* What to do: The data below should be restated word for word, with every picture omitted.

* Material provided:
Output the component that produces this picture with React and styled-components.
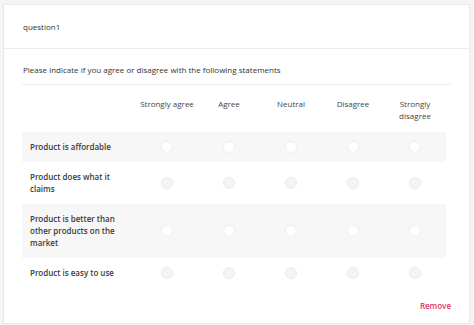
import React from 'react'
import styled, { createGlobalStyle } from 'styled-components'

const GlobalStyle = createGlobalStyle`
body {
  margin: 0;
  background: #f4f4f4;
  font-family: 'Open Sans', 'Noto Sans', sans-serif;
  color: #333;
}
`

const Card = styled.div`
margin: 4px 4px 3px 3px;
width: 465px;
background: #fff;
border: 1px solid #e9e9e9;
`

const Header = styled.div`
height: 43px;
padding: 0 19px;
display: flex;
align-items: center;
font-size: 8px;
border-bottom: 1px solid #ececec;
`

const Body = styled.div`
padding: 0 18px;
`

const Description = styled.div`
padding: 15px 0 8px 1px;
line-height: 12px;
font-size: 8px;
border-bottom: 1px solid #ededed;
`

const Grid = styled.div`
display: grid;
grid-template-columns: 114px repeat(5, 62px);
`

const HeadCell = styled.div`
padding: 13px 2px 10px;
font-size: 8px;
line-height: 12px;
text-align: center;
color: #444;
`

const Row = styled.div`
display: contents;
& > div {
  background: ${props => props.shaded ? '#f7f7f7' : '#fff'};
}
`

const Label = styled.div`
padding: 9px 12px 9px 8px;
font-size: 8px;
line-height: 12px;
font-weight: 600;
color: #3a3a3a;
`

const Cell = styled.div`
display: flex;
align-items: center;
justify-content: center;
`

const Radio = styled.span`
width: 10px;
height: 10px;
border-radius: 50%;
background: ${props => props.shaded ? '#fff' : '#f4f4f4'};
border: 1px solid ${props => props.shaded ? '#efefef' : '#ebebeb'};
`

const Footer = styled.div`
display: flex;
justify-content: flex-end;
padding: 12px 0 11px;
`

const Remove = styled.span`
font-size: 8px;
line-height: 12px;
color: #dd3a66;
font-weight: 600;
`

const columns = ['Strongly agree', 'Agree', 'Neutral', 'Disagree', 'Strongly disagree']
const statements = [
  'Product is affordable',
  'Product does what it claims',
  'Product is better than other products on the market',
  'Product is easy to use',
]

export default function App() {
  return (
    <>
      <GlobalStyle />
      <Card>
        <Header>question1</Header>
        <Body>
          <Description>Please indicate if you agree or disagree with the following statements</Description>
          <Grid>
            <HeadCell />
            {columns.map(c => <HeadCell key={c}>{c}</HeadCell>)}
            {statements.map((s, i) => (
              <Row key={s} shaded={i % 2 === 0}>
                <Label>{s}</Label>
                {columns.map(c => (
                  <Cell key={c}><Radio shaded={i % 2 === 0} /></Cell>
                ))}
              </Row>
            ))}
          </Grid>
          <Footer><Remove>Remove</Remove></Footer>
        </Body>
      </Card>
    </>
  )
}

* Task answer:
Output the component that produces this picture with React and styled-components.
import React from 'react'
import styled, { createGlobalStyle } from 'styled-components'

const GlobalStyle = createGlobalStyle`
body {
  margin: 0;
  background: #f4f4f4;
  font-family: 'Open Sans', 'Noto Sans', sans-serif;
  color: #333;
}
`

const Card = styled.div`
margin: 4px 4px 3px 3px;
width: 465px;
background: #fff;
border: 1px solid #e9e9e9;
`

const Header = styled.div`
height: 43px;
padding: 0 19px;
display: flex;
align-items: center;
font-size: 8px;
border-bottom: 1px solid #ececec;
`

const Body = styled.div`
padding: 0 18px;
`

const Description = styled.div`
padding: 15px 0 8px 1px;
line-height: 12px;
font-size: 8px;
border-bottom: 1px solid #ededed;
`

const Grid = styled.div`
display: grid;
grid-template-columns: 114px repeat(5, 62px);
`

const HeadCell = styled.div`
padding: 13px 2px 10px;
font-size: 8px;
line-height: 12px;
text-align: center;
color: #444;
`

const Row = styled.div`
display: contents;
& > div {
  background: ${props => props.shaded ? '#f7f7f7' : '#fff'};
}
`

const Label = styled.div`
padding: 9px 12px 9px 8px;
font-size: 8px;
line-height: 12px;
font-weight: 600;
color: #3a3a3a;
`

const Cell = styled.div`
display: flex;
align-items: center;
justify-content: center;
`

const Radio = styled.span`
width: 10px;
height: 10px;
border-radius: 50%;
background: ${props => props.shaded ? '#fff' : '#f4f4f4'};
border: 1px solid ${props => props.shaded ? '#efefef' : '#ebebeb'};
`

const Footer = styled.div`
display: flex;
justify-content: flex-end;
padding: 12px 0 11px;
`

const Remove = styled.span`
font-size: 8px;
line-height: 12px;
color: #dd3a66;
font-weight: 600;
`

const columns = ['Strongly agree', 'Agree', 'Neutral', 'Disagree', 'Strongly disagree']
const statements = [
  'Product is affordable',
  'Product does what it claims',
  'Product is better than other products on the market',
  'Product is easy to use',
]

export default function App() {
  return (
    <>
      <GlobalStyle />
      <Card>
        <Header>question1</Header>
        <Body>
          <Description>Please indicate if you agree or disagree with the following statements</Description>
          <Grid>
            <HeadCell />
            {columns.map(c => <HeadCell key={c}>{c}</HeadCell>)}
            {statements.map((s, i) => (
              <Row key={s} shaded={i % 2 === 0}>
                <Label>{s}</Label>
                {columns.map(c => (
                  <Cell key={c}><Radio shaded={i % 2 === 0} /></Cell>
                ))}
              </Row>
            ))}
          </Grid>
          <Footer><Remove>Remove</Remove></Footer>
        </Body>
      </Card>
    </>
  )
}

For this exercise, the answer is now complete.